Allan Zheng is a scholar researching the Cambodian performing arts in Cambodia and the diaspora, focusing on the boundaries between the traditional and contemporary as well as expressions of social and cultural identity. While at Penn, he is affiliated with Penn’s Asian American Studies Program and working on journal articles and his book manuscript. Allan’s work has been supported by the Center for Khmer Studies, Society for Asian Music, and UC Riverside Center for Ideas and Society. His scholarly work has been recognized by the Society for Ethnomusicology through the Clara Henderson Award and Ki Mantle Hood Prize. Allan earned his Ph.D. in ethnomusicology from the University of California, Riverside, completed a Designated Emphasis in Southeast Asian Studies, and completed the University Teaching Certification Program.
Allan Zheng
Andrew W. Mellon Postdoctoral Fellow in the Humanities
2026—2027 Forum on Practice
Allan Zheng
Music
University of California, Riverside, 2025
Following the Way: Worlding Performance in Contemporary Cambodia
Following the Way: Worlding Performance in Contemporary Cambodia is an ethnographic study and performance analysis of contemporary Cambodian music, dance, and performance art.
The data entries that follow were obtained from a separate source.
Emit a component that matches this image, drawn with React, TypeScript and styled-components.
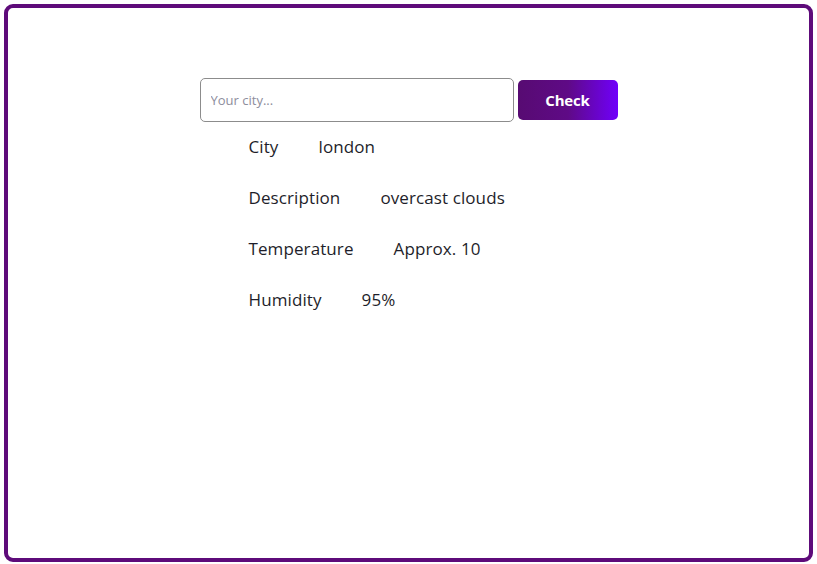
import React from "react";
import styled, { createGlobalStyle } from "styled-components";

const Global = createGlobalStyle`
  html, body { margin: 0; padding: 0; background: #fff; }
  body { font-family: "Open Sans", "Liberation Sans", sans-serif; }
`;

const Frame = styled.div`
  box-sizing: border-box;
  margin: 4px;
  height: 558px;
  border: 4px solid #5e0b7a;
  border-radius: 9px;
  padding-top: 70px;
  display: flex;
  flex-direction: column;
  align-items: center;
`;

const Panel = styled.div`
  width: 418px;
  display: flex;
  flex-direction: column;
`;

const SearchBar = styled.form`
  display: flex;
  align-items: center;
  gap: 4px;
  margin: 0;
`;

const CityInput = styled.input`
  box-sizing: border-box;
  width: 314px;
  height: 44px;
  border: 1px solid #8c8c8c;
  border-radius: 5px;
  padding: 0 10px;
  font-family: "Open Sans", sans-serif;
  font-size: 13px;
  color: #333;
  outline: none;
  &::placeholder { color: #8d8d9c; }
`;

const CheckButton = styled.button`
  box-sizing: border-box;
  width: 100px;
  height: 40px;
  border: none;
  border-radius: 5px;
  background: linear-gradient(90deg, #570b72 0%, #5f0a86 50%, #7000fb 100%);
  color: #fff;
  font-family: "Open Sans", sans-serif;
  font-weight: 700;
  font-size: 15px;
  letter-spacing: -0.2px;
  cursor: pointer;
`;

const Rows = styled.div`
  padding: 14px 0 0 49px;
  display: flex;
  flex-direction: column;
  gap: 31px;
`;

const Row = styled.div`
  display: flex;
  gap: 40px;
  height: 20px;
  align-items: center;
  font-size: 17px;
  letter-spacing: 0.1px;
  color: #1e1e2a;
`;

const Label = styled.span``;
const Value = styled.span``;

const data = [
  ["City", "london"],
  ["Description", "overcast clouds"],
  ["Temperature", "Approx. 10"],
  ["Humidity", "95%"],
];

export default function App() {
  return (
    <>
      <Global />
      <Frame>
        <Panel>
          <SearchBar onSubmit={(e) => e.preventDefault()}>
            <CityInput placeholder="Your city..." />
            <CheckButton type="submit">Check</CheckButton>
          </SearchBar>
          <Rows>
            {data.map(([l, v]) => (
              <Row key={l}>
                <Label>{l}</Label>
                <Value>{v}</Value>
              </Row>
            ))}
          </Rows>
        </Panel>
      </Frame>
    </>
  );
}
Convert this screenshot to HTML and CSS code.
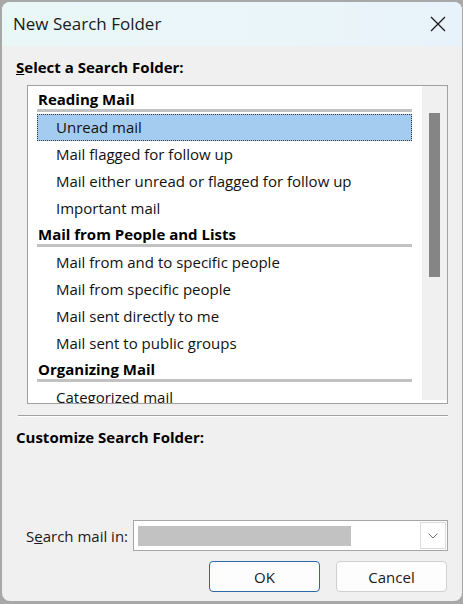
FILE: index.html
```html
<!DOCTYPE html>
<html lang="en">
<head>
  <meta charset="UTF-8">
  <meta name="viewport" content="width=device-width, initial-scale=1.0">
  <title>New Search Folder</title>
  <link rel="stylesheet" href="styles.css">
</head>
<body>
  <div class="window">
    <div class="titlebar">
      <span class="title">New Search Folder</span>
      <button class="close" aria-label="Close">
        <svg width="16" height="16" viewBox="0 0 16 16">
          <path d="M1 1 L15 15 M15 1 L1 15" stroke="#1a1a1a" stroke-width="1.3" fill="none"/>
        </svg>
      </button>
    </div>

    <div class="content">
      <div class="label bold"><u>S</u>elect a Search Folder:</div>

      <div class="listbox">
        <div class="list">
          <div class="group">Reading Mail</div>
          <div class="item selected">Unread mail</div>
          <div class="item">Mail flagged for follow up</div>
          <div class="item">Mail either unread or flagged for follow up</div>
          <div class="item">Important mail</div>

          <div class="group">Mail from People and Lists</div>
          <div class="item">Mail from and to specific people</div>
          <div class="item">Mail from specific people</div>
          <div class="item">Mail sent directly to me</div>
          <div class="item">Mail sent to public groups</div>

          <div class="group">Organizing Mail</div>
          <div class="item">Categorized mail</div>
        </div>
        <div class="scrollbar">
          <div class="thumb"></div>
        </div>
      </div>

      <div class="divider"></div>

      <div class="label bold customize">Customize Search Folder:</div>

      <div class="search-row">
        <span class="search-label">S<u>e</u>arch mail in:</span>
        <div class="combo">
          <div class="combo-value"></div>
          <div class="combo-button">
            <svg width="10" height="6" viewBox="0 0 10 6">
              <path d="M0.5 0.5 L5 5 L9.5 0.5" stroke="#707070" stroke-width="1" fill="none"/>
            </svg>
          </div>
        </div>
      </div>

      <div class="buttons">
        <button class="btn default">OK</button>
        <button class="btn">Cancel</button>
      </div>
    </div>
  </div>
</body>
</html>
```

FILE: styles.css
```css
body {
  margin: 0;
  background: #a8a8a8;
  font-family: "Open Sans", "Noto Sans", sans-serif;
  color: #000;
}

.window {
  margin: 2px 1px 0 2px;
  height: 599px;
  background: #f0f0f0;
  border-radius: 8px;
  overflow: hidden;
  display: flex;
  flex-direction: column;
}

.titlebar {
  height: 44px;
  display: flex;
  align-items: center;
  justify-content: space-between;
  padding: 0 16px 0 11px;
  background: linear-gradient(90deg, #e9f7f7, #eaf5f9 60%, #e8f2fa);
}

.title {
  font-size: 17px;
  color: #1a1a1a;
  padding-bottom: 2px;
}

.close {
  border: none;
  background: none;
  padding: 0;
  width: 16px;
  height: 16px;
  display: flex;
}

.content {
  flex: 1;
  padding: 0 14px 0 14px;
  display: flex;
  flex-direction: column;
}

.label {
  font-size: 15px;
  margin-top: 11px;
  height: 20px;
  line-height: 20px;
}

.bold {
  font-weight: 700;
}

.listbox {
  margin: 8px 0 0 11px;
  height: 317px;
  border: 1px solid #a0a0a0;
  background: #fff;
  display: flex;
  overflow: hidden;
}

.list {
  flex: 1;
  padding: 1px 10px 0 9px;
  overflow: hidden;
}

.group {
  height: 22px;
  line-height: 24px;
  font-weight: 700;
  font-size: 15px;
  padding-left: 1px;
  border-bottom: 3px solid #c2c2c2;
  margin-bottom: 2px;
  white-space: nowrap;
}

.item {
  height: 27px;
  line-height: 27px;
  font-size: 15px;
  padding-left: 19px;
  color: #111;
  box-sizing: border-box;
  white-space: nowrap;
}

.item.selected {
  background: #a3ccf0;
  outline: 1px dotted #333;
  outline-offset: -1px;
}

.scrollbar {
  width: 25px;
  background: #f0f0f0;
  margin: 0 0 3px 0;
  display: flex;
  justify-content: center;
  padding-top: 27px;
}

.thumb {
  width: 11px;
  height: 164px;
  background: #858585;
}

.divider {
  margin: 11px 0 0 2px;
  height: 1px;
  background: #a0a0a0;
  border-bottom: 1px solid #fff;
}

.customize {
  margin-top: 10px;
}

.search-row {
  margin-top: 73px;
  display: flex;
  align-items: center;
  padding-left: 10px;
}

.search-label {
  font-size: 15px;
  color: #1a1a1a;
  width: 107px;
}

.combo {
  flex: 1;
  height: 29px;
  border: 1px solid #a6a6a6;
  background: #fff;
  display: flex;
  align-items: center;
  padding-left: 4px;
}

.combo-value {
  width: 213px;
  height: 20px;
  background: #c2c2c2;
}

.combo-button {
  margin-left: auto;
  margin-right: 1px;
  width: 24px;
  height: 25px;
  border: 1px solid #dcdcdc;
  display: flex;
  align-items: center;
  justify-content: center;
}

.buttons {
  margin-top: 10px;
  display: flex;
  justify-content: flex-end;
  gap: 16px;
  padding-right: 1px;
}

.btn {
  width: 111px;
  height: 31px;
  font-family: inherit;
  font-size: 15px;
  color: #1a1a1a;
  background: #fdfdfd;
  border: 1px solid #d0d0d0;
  border-radius: 4px;
}

.btn.default {
  border-color: #2b68a8;
}
```
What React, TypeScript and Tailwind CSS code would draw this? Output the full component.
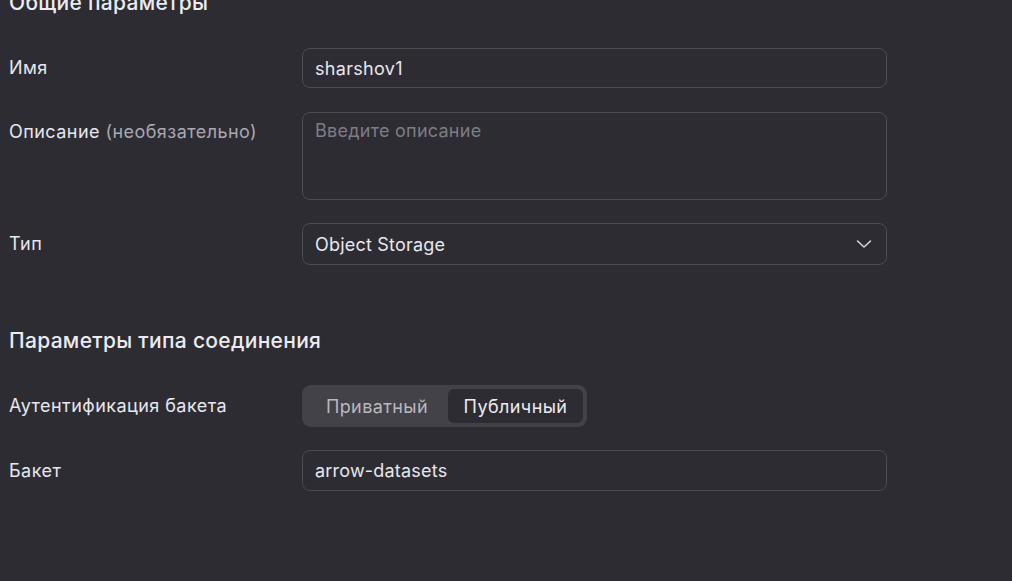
import React from "react";

const font = { fontFamily: "Inter, 'Noto Sans', sans-serif" };

function Row({ label, children, top }: { label: React.ReactNode; children: React.ReactNode; top?: boolean }) {
  return (
    <div className={`flex ${top ? "items-start" : "items-center"}`}>
      <div className={`w-[293px] shrink-0 text-[18px] leading-[24px] tracking-[0.45px] text-[#e8e7ec] ${top ? "pt-[8px]" : ""}`}>{label}</div>
      {children}
    </div>
  );
}

export default function App() {
  return (
    <div className="w-[1012px] h-[581px] overflow-hidden bg-[#2d2c33]" style={font}>
      <div className="pl-[9px] mt-[-10px]">
        <div className="text-[21px] font-medium leading-[26px] tracking-[0.3px] text-[#ecebf0]">Общие параметры</div>
        <div className="mt-[32px] flex flex-col">
          <Row label="Имя">
            <div className="w-[585px] h-[40px] rounded-[8px] border border-[#4b4a51] flex items-center px-[12px] text-[18px] tracking-[0.3px] text-[#e8e7ec]">
              sharshov1
            </div>
          </Row>
          <div className="h-[24px]" />
          <Row
            top
            label={
              <span>
                Описание <span className="text-[#a9a8ae]">(необязательно)</span>
              </span>
            }
          >
            <div className="w-[585px] h-[88px] rounded-[8px] border border-[#4b4a51] px-[12px] pt-[6px] text-[18px] leading-[24px] tracking-[0.25px] text-[#7e7d83]">
              Введите описание
            </div>
          </Row>
          <div className="h-[23px]" />
          <Row label="Тип">
            <div className="w-[585px] h-[42px] rounded-[8px] border border-[#4b4a51] flex items-center justify-between pl-[12px] pr-[13px] text-[18px] tracking-[0.2px] text-[#e8e7ec]">
              <span>Object Storage</span>
              <svg width="18" height="18" viewBox="0 0 18 18" fill="none">
                <path d="M2.5 6 L9 12 L15.5 6" stroke="#dcdbe0" strokeWidth="1.5" strokeLinecap="round" strokeLinejoin="round" />
              </svg>
            </div>
          </Row>
        </div>
        <div className="mt-[63px] text-[21px] font-medium leading-[26px] tracking-[0.3px] text-[#ecebf0]">Параметры типа соединения</div>
        <div className="mt-[31px] flex flex-col gap-[23px]">
          <Row label="Аутентификация бакета">
            <div className="h-[42px] w-[285px] rounded-[9px] bg-[#434248] p-[4px] flex text-[18px] tracking-[0.4px]">
              <div className="w-[142px] flex items-center justify-center text-[#b9b8be]">Приватный</div>
              <div className="flex-1 rounded-[6px] bg-[#2d2c33] flex items-center justify-center text-[#ecebf0]">Публичный</div>
            </div>
          </Row>
          <Row label="Бакет">
            <div className="w-[585px] h-[41px] rounded-[8px] border border-[#4b4a51] flex items-center px-[12px] text-[18px] tracking-[0.2px] text-[#e8e7ec]">
              arrow-datasets
            </div>
          </Row>
        </div>
      </div>
    </div>
  );
}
Examining the tensions of tradition and contemporary, the project assesses how contemporary Cambodian performance reflects a confluence of temporalities inclusive of court and classical practices alongside diasporic, cosmopolitan, queer, and feminist styles, practices, and influences. Thinking about what is contemporary engages histories of war, genocide, imperialism, and displacement that have impacted Cambodia and its peoples, and envisions a transnationally and globally situated Cambodia. Intervention through the idea of following as theory and method is informed by time studying Khmer classical music and dance as well as involvement with production for the queer artist collective Amogkhabas - The Next Generation. Following as a social, embodied, and ethnographic practice considers the limits of mimetic transfer while imagining and expressing citational, revisionist, and reparative connections. Ultimately, Following the Way unmoors and reorients contemporary Cambodian subjectivities from nationalist narratives, worlding contemporary Cambodia towards new possibilities.